Senator John Faulkner's call for reform of the Labor Party does not shy away from the party's largest ally -- trade unions.
At a time when corruption scandals and electoral debacles have left the party at a historically low ebb, Senator John Faulkner's image as a straight-shooting honest broker is a rare asset for the ALP.
He once again put that reputation to use in pursuing the case for party reform in a speech on Tuesday evening
, offering his most comprehensive prescription to date for how the party might dig itself out of its present hole.
One one level, as Bernard Keane explored in Crikey yesterday
, Faulkner considered the challenges posed to all political parties by the changing expectations of democratic participation in the age of social media.
But the more substantive of his proposals were concerned with the specific problem facing the ALP: namely the domination of its decision-making by a small coterie of union officials, and the networks of patronage encouraged by its existing structures.
Tackling the matter head-on, Faulkner advocated a ban on MPs being bound to vote along factional lines in caucus. However, such arrangements merely provide formal expression to the underlying reality that a parliamentarian’s career longevity usually depends on he/she staying faithful to those who put him/ her there.
Recognising this, the Faulkner blueprint is equally concerned with the composition of the party's state conferences, which in turn determine the administrative and preselection committees that have so much bearing on who represents the party in Parliament.
One proposal is for union members to “opt in” to be counted for purposes of affiliation to the ALP. As well as leaving it to members to determine if their fees would be used to pay a contribution to the party, this would also mean that a union’s entitlement to representation at conference would be determined by the number of opt-in members, rather than the total membership.
Such a measure was brought in by the Labour Party in the UK earlier this year, and those who have argued that the ALP should follow suit have included Julia Gillard, former Gillard government minister Greg Combet, and Throsby MP Stephen Jones
, himself a former union heavyweight as New South Wales secretary of the Community and Public Sector Union.
One of many obstacles here is that the measure would not stand to impact on all unions equally, as it can be presumed that some unions’ membership bases would be more amenable to opting in than others.
Party observers say the powerful Right faction Shop, Distributive and Allied Employees Association, noted as a force for social conservatism, would have a particularly difficult time persuading the retail workers who dominate its membership to sign on. Other unions of both the Left (United Voice and the Australian Services Union) and Right (the Transport Workers Union) would do rather a lot better out of the arrangement.

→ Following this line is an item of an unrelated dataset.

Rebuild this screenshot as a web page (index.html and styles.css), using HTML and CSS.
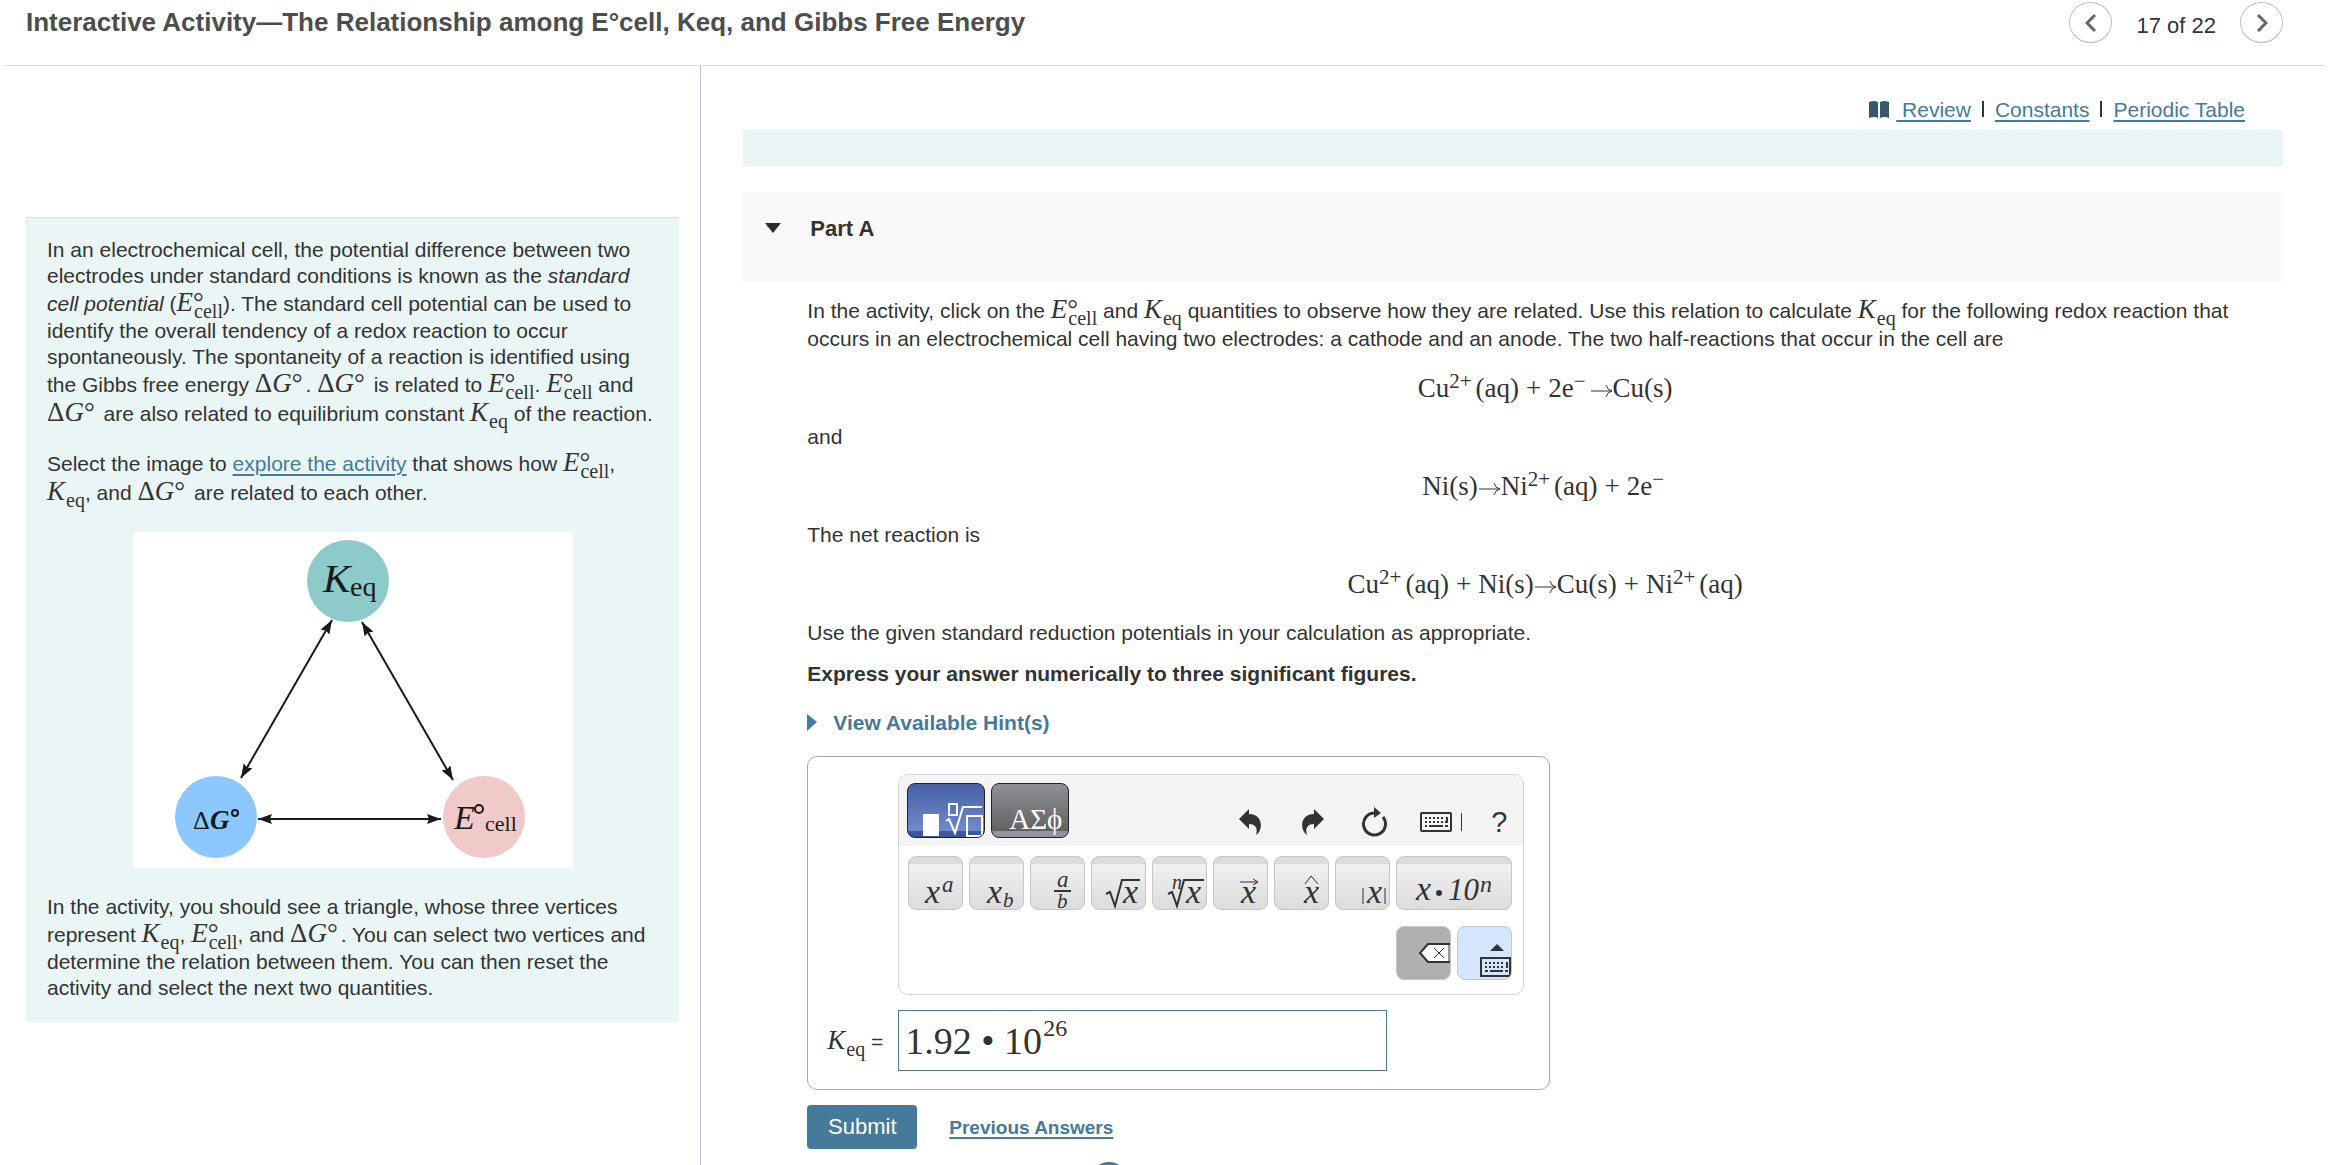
FILE: index.html
```
<!DOCTYPE html>
<html lang="en">
<head>
  <meta charset="UTF-8">
  <meta name="viewport" content="width=device-width, initial-scale=1.0">
  <title>Interactive Activity</title>
  <link rel="stylesheet" href="styles.css">
</head>
<body>
<header class="topbar">
  <h1>Interactive Activity—The Relationship among E°cell, Keq, and Gibbs Free Energy</h1>
  <nav class="pager">
    <button class="round-btn" aria-label="Previous item">
      <svg width="12" height="20" viewBox="0 0 12 20"><path d="M10 2 2 10l8 8"/></svg>
    </button>
    <span>17 of 22</span>
    <button class="round-btn" aria-label="Next item">
      <svg width="12" height="20" viewBox="0 0 12 20"><path d="m2 2 8 8-8 8"/></svg>
    </button>
  </nav>
</header>

<div class="columns">
  <aside class="side">
    <section class="intro">
      <p>In an electrochemical cell, the potential difference between two electrodes under standard conditions is known as the <em>standard cell potential</em> (<span class="math"><i>E</i><span class="over">°</span><sub>cell</sub></span>). The standard cell potential can be used to identify the overall tendency of a redox reaction to occur spontaneously. The spontaneity of a reaction is identified using the Gibbs free energy <span class="math">Δ<i>G</i><span class="deg">°</span></span>. <span class="math">Δ<i>G</i><span class="deg">°</span></span> is related to <span class="math"><i>E</i><span class="over">°</span><sub>cell</sub></span>. <span class="math"><i>E</i><span class="over">°</span><sub>cell</sub></span> and <span class="math">Δ<i>G</i><span class="deg">°</span></span> are also related to equilibrium constant <span class="math"><i>K</i><sub>eq</sub></span> of the reaction.</p>
      <p>Select the image to <a href="#activity">explore the activity</a> that shows how <span class="math"><i>E</i><span class="over">°</span><sub>cell</sub></span>, <span class="math"><i>K</i><sub>eq</sub></span>, and <span class="math">Δ<i>G</i><span class="deg">°</span></span> are related to each other.</p>
      <svg class="triangle" id="activity" width="440" height="336" viewBox="0 0 440 336">
        <defs>
          <marker id="tip" viewBox="0 0 14 10" refX="14" refY="5" markerWidth="14" markerHeight="10" markerUnits="userSpaceOnUse" orient="auto-start-reverse">
            <path d="M0 0 14 5 0 10 2 5z" fill="#1a1a1a"/>
          </marker>
        </defs>
        <rect width="440" height="336" fill="#fff"/>
        <circle cx="215" cy="49" r="41" fill="#8ccbc9"/>
        <circle cx="83" cy="285" r="41" fill="#8cc8ff"/>
        <circle cx="351" cy="285" r="41" fill="#f0cac9"/>
        <g stroke="#1a1a1a" stroke-width="2">
          <path d="M199 88 108 246" marker-start="url(#tip)" marker-end="url(#tip)"/>
          <path d="M229 90 320 248" marker-start="url(#tip)" marker-end="url(#tip)"/>
          <path d="M125 287h183" marker-start="url(#tip)" marker-end="url(#tip)"/>
        </g>
        <g class="node-text">
          <text x="190" y="60" font-size="41" font-style="italic">K</text>
          <text x="217" y="64" font-size="28">eq</text>
          <text x="60" y="297" font-size="26">Δ</text>
          <text x="77" y="297" font-size="27" font-weight="bold" font-style="italic">G</text>
          <text x="321" y="297" font-size="34" font-style="italic">E</text>
          <text x="352" y="299" font-size="22">cell</text>
        </g>
        <g fill="none" stroke="#1a1a1a" stroke-width="2">
          <circle cx="102" cy="281" r="3"/>
          <circle cx="346" cy="277" r="4"/>
        </g>
      </svg>
      <p>In the activity, you should see a triangle, whose three vertices represent <span class="math"><i>K</i><sub>eq</sub></span>, <span class="math"><i>E</i><span class="over">°</span><sub>cell</sub></span>, and <span class="math">Δ<i>G</i><span class="deg">°</span></span>. You can select two vertices and determine the relation between them. You can then reset the activity and select the next two quantities.</p>
    </section>
  </aside>

  <main class="content">
    <nav class="links">
      <svg width="20" height="17" viewBox="0 0 20 17"><path d="M0 1q5-2 9 0v16q-4-2-9 0zM11 1q4-2 9 0v16q-5-2-9 0z" fill="#345a6e"/></svg>
      <a href="#review">&nbsp;Review</a><span class="bar"></span><a href="#constants">Constants</a><span class="bar"></span><a href="#periodic">Periodic Table</a>
    </nav>
    <div class="strip"></div>

    <div class="part-head">
      <svg width="16" height="10" viewBox="0 0 16 10"><path d="M0 0h16L8 10z" fill="#2b2b2b"/></svg>
      <h2>Part A</h2>
    </div>

    <div class="question">
      <p>In the activity, click on the <span class="math"><i>E</i><span class="over">°</span><sub>cell</sub></span> and <span class="math"><i>K</i><sub>eq</sub></span> quantities to observe how they are related. Use this relation to calculate <span class="math"><i>K</i><sub>eq</sub></span> for the following redox reaction that occurs in an electrochemical cell having two electrodes: a cathode and an anode. The two half-reactions that occur in the cell are</p>
      <div class="equation">Cu<sup>2+</sup>(aq)<b>+</b>2e<sup>−</sup><svg class="arrow" viewBox="0 0 23 14"><path d="M1 7h21M16 1q1 5 6 6-5 1-6 6"/></svg>Cu(s)</div>
      <p>and</p>
      <div class="equation">Ni(s)<svg class="arrow" viewBox="0 0 23 14"><path d="M1 7h21M16 1q1 5 6 6-5 1-6 6"/></svg>Ni<sup>2+</sup>(aq)<b>+</b>2e<sup>−</sup></div>
      <p>The net reaction is</p>
      <div class="equation">Cu<sup>2+</sup>(aq)<b>+</b>Ni(s)<svg class="arrow" viewBox="0 0 23 14"><path d="M1 7h21M16 1q1 5 6 6-5 1-6 6"/></svg>Cu(s)<b>+</b>Ni<sup>2+</sup>(aq)</div>
      <p>Use the given standard reduction potentials in your calculation as appropriate.</p>
      <p class="express">Express your answer numerically to three significant figures.</p>
      <button class="hints">
        <svg width="10" height="17" viewBox="0 0 10 17"><path d="M0 0 10 8 0 17z" fill="#457a9a"/></svg>
        View Available Hint(s)
      </button>

      <form class="answer" id="answer">
        <div class="editor">
          <div class="editor-top">
            <button type="button" class="tab tab-blue" aria-label="Templates">
              <svg width="76" height="53" viewBox="1 1 76 53">
                <rect x="16" y="31" width="16" height="22" fill="#fff"/>
                <g fill="none" stroke="#fff" stroke-width="2">
                  <path d="M39 38l3-2 6 14 8-26h19"/>
                  <path d="M42 21h8v11h-8z"/>
                  <path d="M60 33h15v20H60z"/>
                </g>
              </svg>
            </button>
            <button type="button" class="tab tab-gray">ΑΣϕ</button>
            <div class="tools">
              <button type="button" class="undo" aria-label="Undo">
                <svg width="22" height="26" viewBox="0 0 22 26"><path d="M0 10 10 0v5c9 0 14 7 11 16q-1 3-4 5c2-6 0-11-7-11v5z"/></svg>
              </button>
              <button type="button" class="redo" aria-label="Redo">
                <svg width="22" height="26" viewBox="0 0 22 26"><path d="M22 10 12 0v5C3 5-2 12 1 21q1 3 4 5c-2-6 0-11 7-11v5z"/></svg>
              </button>
              <button type="button" class="reset" aria-label="Reset">
                <svg width="26" height="30" viewBox="0 0 26 30"><path d="M13 0l7 6-7 5z"/><path d="M14 6A11 11 0 1 0 22 10" fill="none" stroke="#333" stroke-width="3"/></svg>
              </button>
              <button type="button" class="kbd-tool" aria-label="Keyboard shortcuts">
                <svg width="32" height="20" viewBox="0 0 32 20"><rect x="1" y="1" width="30" height="18" rx="1" fill="none" stroke="#333" stroke-width="2"/><path d="M5 6h20M5 10h18M25 10h3" fill="none" stroke="#333" stroke-width="2" stroke-dasharray="2 2"/><path d="M27 5v6M9 14h14M5 14h2M25 14h3" fill="none" stroke="#333" stroke-width="2"/></svg>
                <i></i>
              </button>
              <button type="button" class="help">?</button>
            </div>
          </div>
          <div class="keys">
            <button type="button" class="key" aria-label="Superscript"><svg viewBox="1 1 53 52"><text x="17" y="47" font-size="34">x</text><text x="34" y="36" font-size="23">a</text></svg></button>
            <button type="button" class="key" aria-label="Subscript"><svg viewBox="1 1 53 52"><text x="18" y="47" font-size="34">x</text><text x="34" y="51" font-size="21">b</text></svg></button>
            <button type="button" class="key" aria-label="Fraction"><svg viewBox="1 1 53 52"><text x="27" y="31" font-size="23">a</text><path d="M24 35h17"/><text x="27" y="52" font-size="21">b</text></svg></button>
            <button type="button" class="key" aria-label="Square root"><svg viewBox="1 1 53 52"><path d="M15 38l4-2 5 14 7-26h18"/><text x="32" y="47" font-size="34">x</text></svg></button>
            <button type="button" class="key" aria-label="Nth root"><svg viewBox="1 1 53 52"><path d="M16 38l4-2 5 14 7-26h20"/><text x="20" y="33" font-size="20">n</text><text x="34" y="47" font-size="34">x</text></svg></button>
            <button type="button" class="key" aria-label="Vector"><svg viewBox="1 1 53 52"><path class="thin" d="M27 26h17M40 23l5 3-5 3"/><text x="28" y="47" font-size="34">x</text></svg></button>
            <button type="button" class="key" aria-label="Hat"><svg viewBox="1 1 53 52"><path class="thin" d="M31 28l6-8 7 8"/><text x="30" y="47" font-size="34">x</text></svg></button>
            <button type="button" class="key" aria-label="Absolute value"><svg viewBox="1 1 53 52"><path class="thin" d="M28 32v16M50 32v16"/><text x="32" y="47" font-size="34">x</text></svg></button>
            <button type="button" class="key key-wide" aria-label="Scientific notation"><svg viewBox="1 1 114 52"><text x="20" y="44" font-size="34">x</text><circle cx="43" cy="37" r="3"/><text x="52" y="44" font-size="31">10</text><text x="84" y="36" font-size="24">n</text></svg></button>
            <button type="button" class="key key-delete" aria-label="Delete"><svg viewBox="1 1 53 52"><path d="M54 18H32l-8 9 8 9h22"/><path class="thin" d="M38 22l10 10M48 22 38 32M53 18v18"/></svg></button>
            <button type="button" class="key key-kbd" aria-label="Toggle keyboard"><svg viewBox="1 1 53 52"><path class="solid" d="M33 25h14l-7-7z"/><path d="M24 32h29v18H24zM28 45h3M33 45h13M48 45h3M50 36v6"/><path d="M28 37h20M28 41h19" stroke-dasharray="2 2"/></svg></button>
          </div>
        </div>
        <label for="value" class="value-label"><span class="math"><i>K</i><sub>eq</sub></span> =</label>
        <div class="value-box">
          <input id="value" class="value" value="1.92 • 10">
          <input class="exponent" value="26" aria-label="Exponent">
        </div>
      </form>

      <div class="actions">
        <button class="submit" form="answer">Submit</button>
        <a href="#previous">Previous Answers</a>
      </div>
      <div class="status"></div>
    </div>
  </main>
</div>
</body>
</html>
```

FILE: styles.css
```
* {
  box-sizing: border-box;
}
body {
  margin: 0;
  height: 100vh;
  overflow: hidden;
  display: flex;
  flex-direction: column;
  font-family: "Liberation Sans", Arial, sans-serif;
  font-size: 21px;
  line-height: 27px;
  color: #333;
  background: #fff;
}
h1, h2, p {
  margin: 0;
}
button {
  font-family: inherit;
  padding: 0;
  border: none;
  background: none;
  color: inherit;
  cursor: pointer;
}
a {
  color: #457a9a;
  text-underline-offset: 3px;
  text-decoration-thickness: 2px;
}

.topbar {
  display: flex;
  justify-content: space-between;
  height: 66px;
  margin: 0 14px 0 4px;
  padding: 0 42px 0 22px;
  border-bottom: 1px solid #ddd;
}
.topbar h1 {
  font-size: 26px;
  line-height: 44px;
  color: #4d4d4d;
}
.pager {
  display: flex;
  align-items: center;
  gap: 24px;
  height: 45px;
  font-size: 22px;
}
.pager span {
  padding-top: 5px;
}
.round-btn {
  display: flex;
  align-items: center;
  justify-content: center;
  width: 43px;
  height: 41px;
  border: 1px solid #bbb;
  border-radius: 50%;
}
.round-btn path {
  fill: none;
  stroke: #666;
  stroke-width: 3;
}

.columns {
  flex: 1;
  display: flex;
  min-height: 0;
  margin: 0 14px 0 4px;
}
.side {
  flex: 0 0 30%;
  padding: 151px 21px 0 22px;
}
.intro {
  padding: 19px 20px 21px 21px;
  border-top: 1px solid #ddd;
  line-height: 26px;
  background: #eaf6f6;
}
.intro p + p {
  margin-top: 21px;
}
.triangle {
  display: block;
  margin: 25px auto 26px;
}
.node-text {
  font-family: "Liberation Serif", serif;
  fill: #1a1a1a;
}

.math {
  font-family: "Liberation Serif", "Times New Roman", serif;
  font-size: 27px;
  white-space: nowrap;
}
.math sub {
  margin-left: 1px;
  font-size: 20px;
  line-height: 14px;
  vertical-align: -7px;
}
.deg {
  margin-right: 3px;
}
.over {
  display: inline-block;
  width: 0;
}

.content {
  flex: 1;
  padding: 0 42px;
  border-left: 1px solid #b9c3dc;
}
.links {
  display: flex;
  align-items: center;
  justify-content: flex-end;
  height: 64px;
  padding: 22px 38px 0 0;
}
.links svg {
  margin-right: 7px;
}
.bar {
  width: 2px;
  height: 16px;
  margin: 0 11px;
  background: #333;
}
.strip {
  height: 36px;
  background: #eaf6f6;
}
.part-head {
  display: flex;
  align-items: center;
  gap: 29px;
  height: 90px;
  margin-top: 26px;
  padding: 0 22px 18px;
  background: #f9f9f9;
}
.part-head h2 {
  font-size: 22px;
}

.question {
  padding: 14px 0 0 64px;
}
.equation {
  height: 30px;
  margin: 21px 0 20px;
  text-align: center;
  font-family: "Liberation Serif", "Times New Roman", serif;
  font-size: 27px;
  line-height: 30px;
}
.equation sup {
  margin-right: 4px;
  font-size: 21px;
  line-height: 0;
  vertical-align: 9px;
}
.equation b {
  font-weight: normal;
  margin: 0 7px;
}
.arrow {
  width: 23px;
  height: 14px;
  vertical-align: -1px;
  fill: none;
  stroke: #333;
}
.express {
  margin-top: 14px;
  font-weight: bold;
}
.hints {
  display: flex;
  align-items: center;
  gap: 16px;
  margin-top: 22px;
  font-size: 21px;
  font-weight: bold;
  line-height: 27px;
  color: #457a9a;
}

.answer {
  display: grid;
  grid-template-columns: 71px 626px;
  gap: 14px 0;
  width: 743px;
  height: 334px;
  margin-top: 20px;
  padding: 17px 19px;
  border: 1px solid #aaa;
  border-radius: 10px;
}
.editor {
  grid-column: 2;
  height: 221px;
  border: 1px solid #d5d5d5;
  border-radius: 10px;
  overflow: hidden;
}
.editor-top {
  display: flex;
  gap: 6px;
  height: 71px;
  padding: 8px;
  background: #f4f4f4;
}
.tab {
  width: 78px;
  height: 55px;
  border: 1px solid #222;
  border-radius: 8px;
  overflow: hidden;
}
.tab svg {
  display: block;
}
.tab-blue {
  background: linear-gradient(#4760a6, #7089cb 88%, #3d589c 88%);
}
.tab-gray {
  padding: 17px 6px 0 17px;
  font-family: "Liberation Serif", serif;
  font-size: 29px;
  line-height: 30px;
  color: #fff;
  background: linear-gradient(#909196, #626262 88%, #93929d 88%);
}
.tools {
  flex: 1;
  display: flex;
  align-items: center;
  justify-content: flex-end;
  gap: 29px;
  padding: 23px 8px 0 0;
}
.tools svg {
  display: block;
  fill: #333;
}
.undo {
  margin-right: 12px;
}
.redo {
  margin-right: 8px;
}
.reset {
  margin-right: 4px;
}
.kbd-tool {
  display: flex;
  align-items: center;
  gap: 9px;
}
.kbd-tool i {
  width: 1px;
  height: 18px;
  background: #333;
}
.help {
  font-size: 29px;
  line-height: 26px;
}
.keys {
  display: flex;
  flex-wrap: wrap;
  justify-content: flex-end;
  gap: 16px 6px;
  padding: 10px 11px 0 5px;
}
.key {
  width: 55px;
  height: 54px;
  border: 1px solid #c6c6c6;
  border-radius: 8px;
  background: linear-gradient(#dcdcdc 14%, #f0f0f0 14%, #dcdcdc);
  overflow: hidden;
}
.key-wide {
  width: 116px;
}
.key-delete {
  background: #b0b0b0;
}
.key-kbd {
  background: #d3e5ff;
}
.key svg {
  display: block;
  font-family: "Liberation Serif", serif;
  font-style: italic;
  fill: #333;
}
.key path {
  fill: none;
  stroke: #333;
  stroke-width: 2;
}
.key .thin {
  stroke-width: 1;
}
.key .solid {
  fill: #333;
  stroke: none;
}
.key-delete path:first-child {
  fill: #fff;
}
.value-label {
  align-self: center;
  white-space: nowrap;
}
.value-box {
  display: flex;
  align-items: flex-start;
  width: 489px;
  height: 61px;
  padding-left: 6px;
  border: 1px solid #457a9a;
}
.value-box input {
  padding: 0;
  border: none;
  outline: none;
  background: none;
  color: #333;
  font-family: "Liberation Serif", "Times New Roman", serif;
}
.value {
  width: 138px;
  height: 59px;
  font-size: 38px;
}
.exponent {
  width: 60px;
  height: 34px;
  font-size: 24px;
}
.actions {
  display: flex;
  align-items: center;
  gap: 32px;
  margin-top: 15px;
}
.actions a {
  font-size: 19px;
  font-weight: bold;
}
.submit {
  width: 110px;
  height: 44px;
  border-radius: 4px;
  font-size: 22px;
  color: #fff;
  background: #457a9a;
}
.status {
  width: 36px;
  height: 36px;
  margin: 13px 0 0 284px;
  border-radius: 50%;
  background: #457a9a;
}
```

Another approach taken by Faulkner involves putting the selection of delegates to state conferences in the hands of the union membership, rather than the leadership. Of particular significance is Faulkner's view that the elections should be conducted “under the principle of proportional representation”. Otherwise, elections for delegates would largely replicate those conducted for the union leadership, providing a more roundabout means for delivering them what they have already. If a union's conference delegation was instead made to consist of multiple competing entities within the party, it would no longer operate as a bloc of loyal soldiers acting at the behest of the leadership.
A hint to the likelihood of Faulkner’s proposals taking effect, in the short term at least, is provided by his call for the union component at party conferences to be cut from its existing 50% to 20%.
Given the political trauma endured by former Labor leader Simon Crean, when he succeeded in reducing it from 60% in 2002, this seems extravagantly ambitious. Then as now, the reform project was confronted by the conundrum, by no means peculiar to the ALP, that power to change the organisational status quo lies in the hands of its very beneficiaries.
So for the moment at least, it appears the best Faulkner can hope for is to add momentum to a reform drive that continues to proceed tentatively and inconsistently.
It is no doubt telling that the New South Wales and Queensland branches, having been reduced to parliamentary rumps at their most recent state elections, have gone further down the reform path than other states, particularly Victoria, where the party has never ceased to be competitive.
The troubling corollary for federal Labor is that it may take a few more strokes of the electoral lash before it feels emboldened to take the measures necessary to ensure that its next spell in office will be less tumultuous than the last.